Of course, an exploded house that is rumored to be haunted and turns out to actually exist is quite a shock. This wasn't simply a collapsed house, it was charred and shattered, boards were broken and splintered from what looked like the old kitchen in a clear radius of absolute houseplosion. We stepped closer and closer to the mess, avoiding splinters and thistles, until we could finally see directly into the old house's basement. The boiler was clearly visible through a hole about 10 feet by 8 feet, and it was through this hole that we shone the flashlight first.

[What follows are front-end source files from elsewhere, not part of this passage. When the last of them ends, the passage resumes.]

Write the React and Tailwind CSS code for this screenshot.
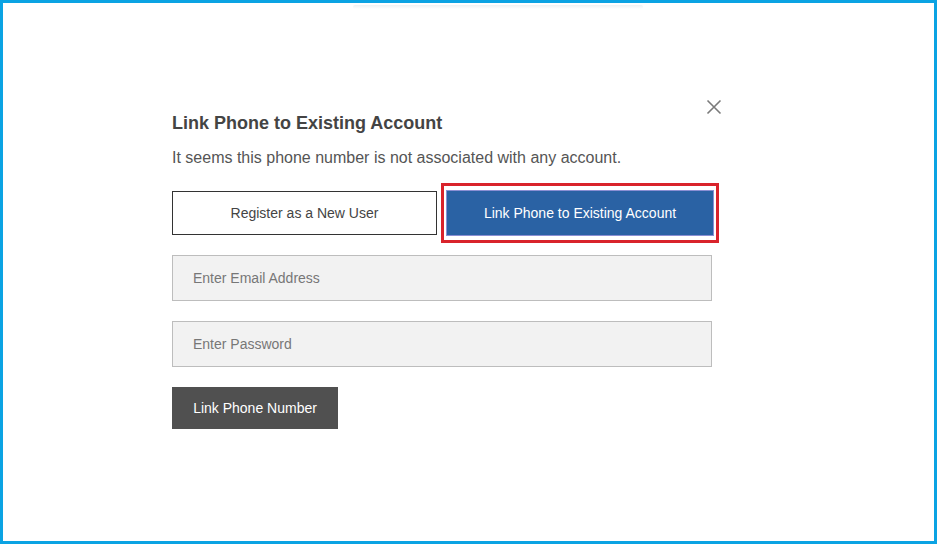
import React from "react";

export default function App() {
  return (
    <div
      className="relative w-[937px] h-[544px] box-border border-[3px] border-[#0ba3e3] bg-white pl-[169px] pt-[109px]"
      style={{ fontFamily: '"Liberation Sans", Arial, sans-serif' }}
    >
      <div className="absolute left-[350px] top-[2px] w-[290px] h-[4px] bg-gradient-to-b from-[#e9eef0] to-white rounded-full opacity-80" />
      <button className="absolute left-[701px] top-[94px] w-[20px] h-[20px] flex items-center justify-center text-[#7a7a7a]">
        <svg width="16" height="16" viewBox="0 0 16 16" fill="none" stroke="currentColor" strokeWidth="1.6">
          <path d="M1.5 1.5 L14.5 14.5 M14.5 1.5 L1.5 14.5" />
        </svg>
      </button>
      <h2 className="text-[18px] leading-[22px] font-bold text-[#444444]">Link Phone to Existing Account</h2>
      <p className="mt-[14px] text-[16px] leading-[20px] text-[#555555]">
        It seems this phone number is not associated with any account.
      </p>
      <div className="mt-[15px] flex items-center gap-[4px]">
        <button className="w-[265px] h-[44px] box-border border border-[#333333] bg-white text-[14px] text-[#444444]">
          Register as a New User
        </button>
        <div className="w-[278px] h-[60px] box-border border-[3px] border-[#d9232b] px-[2px] py-[4px]">
          <button className="w-[268px] h-[46px] box-border border border-[#8a8fd4] bg-[#2a62a4] text-[14px] text-white">
            Link Phone to Existing Account
          </button>
        </div>
      </div>
      <div className="mt-[12px] flex flex-col gap-[20px] w-[540px]">
        <input
          className="h-[46px] box-border border border-[#bdbdbd] bg-[#f2f2f2] pl-[20px] text-[14px] text-[#444] placeholder:text-[#777777] outline-none"
          placeholder="Enter Email Address"
        />
        <input
          type="password"
          className="h-[46px] box-border border border-[#bdbdbd] bg-[#f2f2f2] pl-[20px] text-[14px] text-[#444] placeholder:text-[#777777] outline-none"
          placeholder="Enter Password"
        />
      </div>
      <button className="mt-[20px] w-[166px] h-[42px] bg-[#505050] text-[14px] text-white">
        Link Phone Number
      </button>
    </div>
  );
}
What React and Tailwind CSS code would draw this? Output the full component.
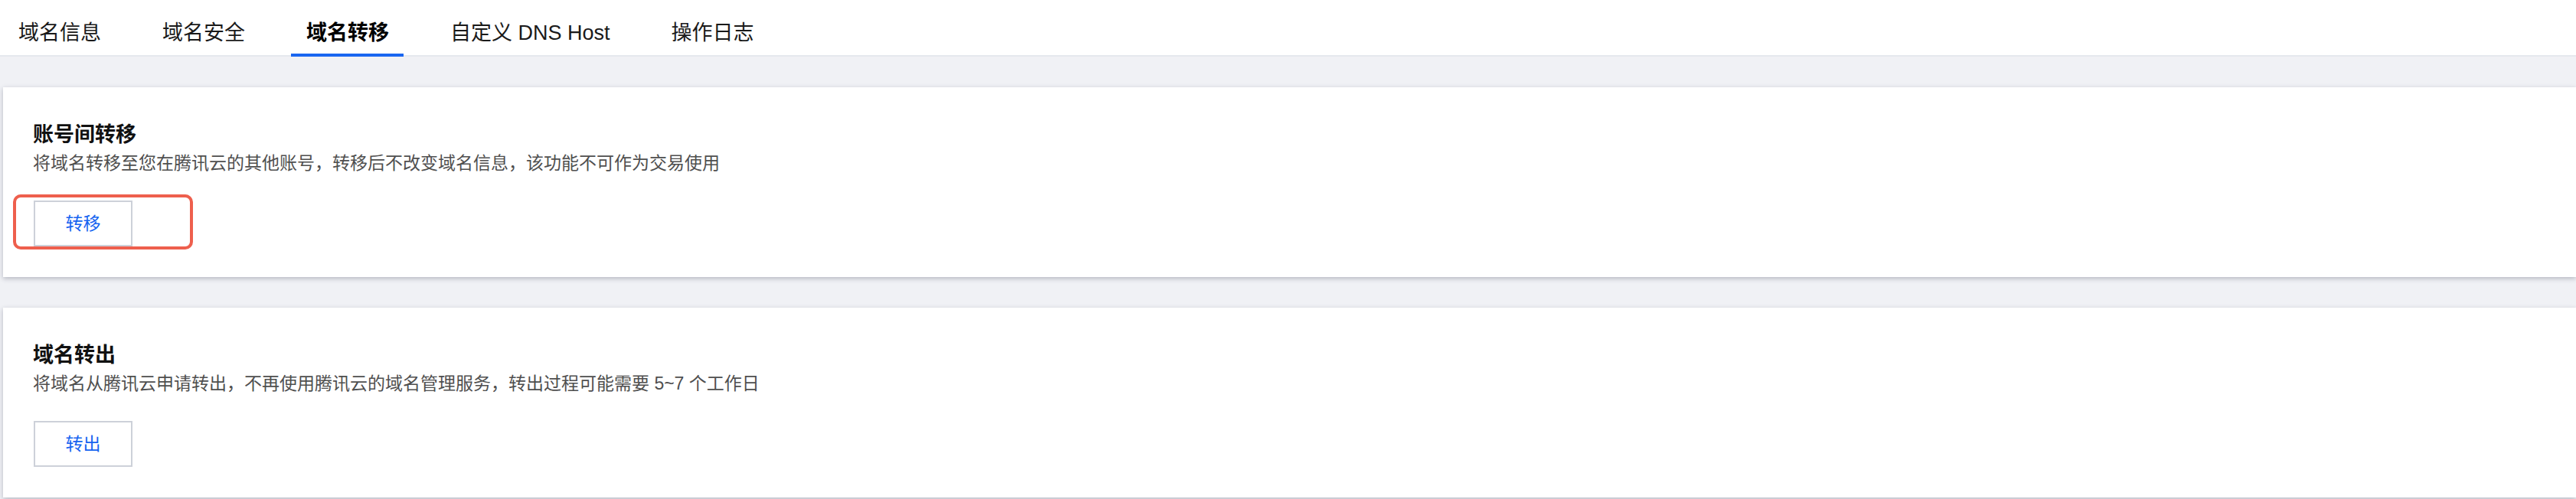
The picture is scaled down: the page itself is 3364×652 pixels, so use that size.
import React from "react";

const tabs = ["域名信息", "域名安全", "域名转移", "自定义 DNS Host", "操作日志"];
const font = { fontFamily: '"Liberation Sans", "Noto Sans CJK SC", sans-serif' };

function Card({ title, desc, btn, highlight }) {
  return (
    <div className="relative ml-[4px] h-[248px] bg-white pl-[39px] pt-[43px] shadow-[0_2px_6px_rgba(54,58,80,0.32)]">
      <div className="text-[27px] font-bold leading-[38px] text-[#111111]">{title}</div>
      <div className="mt-[1px] text-[23px] leading-[34px] text-[#4f4f4f]">{desc}</div>
      <button className="ml-[1px] mt-[32px] flex h-[60px] w-[129px] items-center justify-center border-2 border-[#cdd1d9] bg-white text-[23px] leading-[34px] text-[#1664f0]">
        {btn}
      </button>
      {highlight && (
        <div className="pointer-events-none absolute left-[13px] top-[140px] h-[72px] w-[235px] rounded-[10px] border-4 border-[#ee5f4d]" />
      )}
    </div>
  );
}

export default function App() {
  return (
    <div className="min-h-[652px] bg-[#f0f1f5]" style={font}>
      <div className="flex h-[74px] gap-[40px] border-b-2 border-[#e5e8ee] bg-white pl-[4px]">
        {tabs.map((t, i) => (
          <div
            key={t}
            className={`relative flex h-[72px] items-center pl-[20px] pr-[20px] pt-[13px] text-[27px] leading-[38px] ${
              i === 2 ? "font-bold text-black" : "text-[#1a1a1a]"
            }`}
          >
            {t}
            {i === 2 && (
              <div className="absolute bottom-[-2px] left-[0px] right-[1px] h-[4px] bg-[#1a66f0]" />
            )}
          </div>
        ))}
      </div>
      <div className="flex flex-col gap-[40px] pt-[40px]">
        <Card
          title="账号间转移"
          desc="将域名转移至您在腾讯云的其他账号，转移后不改变域名信息，该功能不可作为交易使用"
          btn="转移"
          highlight
        />
        <Card
          title="域名转出"
          desc="将域名从腾讯云申请转出，不再使用腾讯云的域名管理服务，转出过程可能需要 5~7 个工作日"
          btn="转出"
        />
      </div>
    </div>
  );
}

Directly onto a pair of eyes.

Several minutes later, after a brisk sprint to the car and a change of pants, we rallied our spirits and several extra pen-lights and cautiously tip-toed back to the scene. The aforementioned eyes were no longer there on second glance, but this only added to the mystery. Was the creature watching us from farther in? Was it waiting behind us? Was it about to steal Melissa's car? We had to find out. Slowly but surely we climbed into the gap, down into the icy basement, full of lichen and windblown pine needles. The basement was quite a bit bigger than it appeared, and in its day the house itself must have been a fine place. Now it was a forest of fallen beams and pipes, with danger around every corner.

Shoulder to shoulder we crept further into the crypt, until we came up against the wall the boiler was resting against. With one final triumphant sweep of the flashlight, our exploration complete, we were greeted by the same dull glow of eyes. Except instead of the pair that surprised us the first time, our beams were met by 10; no, 20 eyes, all focused dully at our frightened teenage bundle of scaredy cat-ness. With trembling hands we shone the lights further on and were greeted with the biggest shock of our lives:

Cows. Over a dozen. They must have wandered into the basement. Case closed.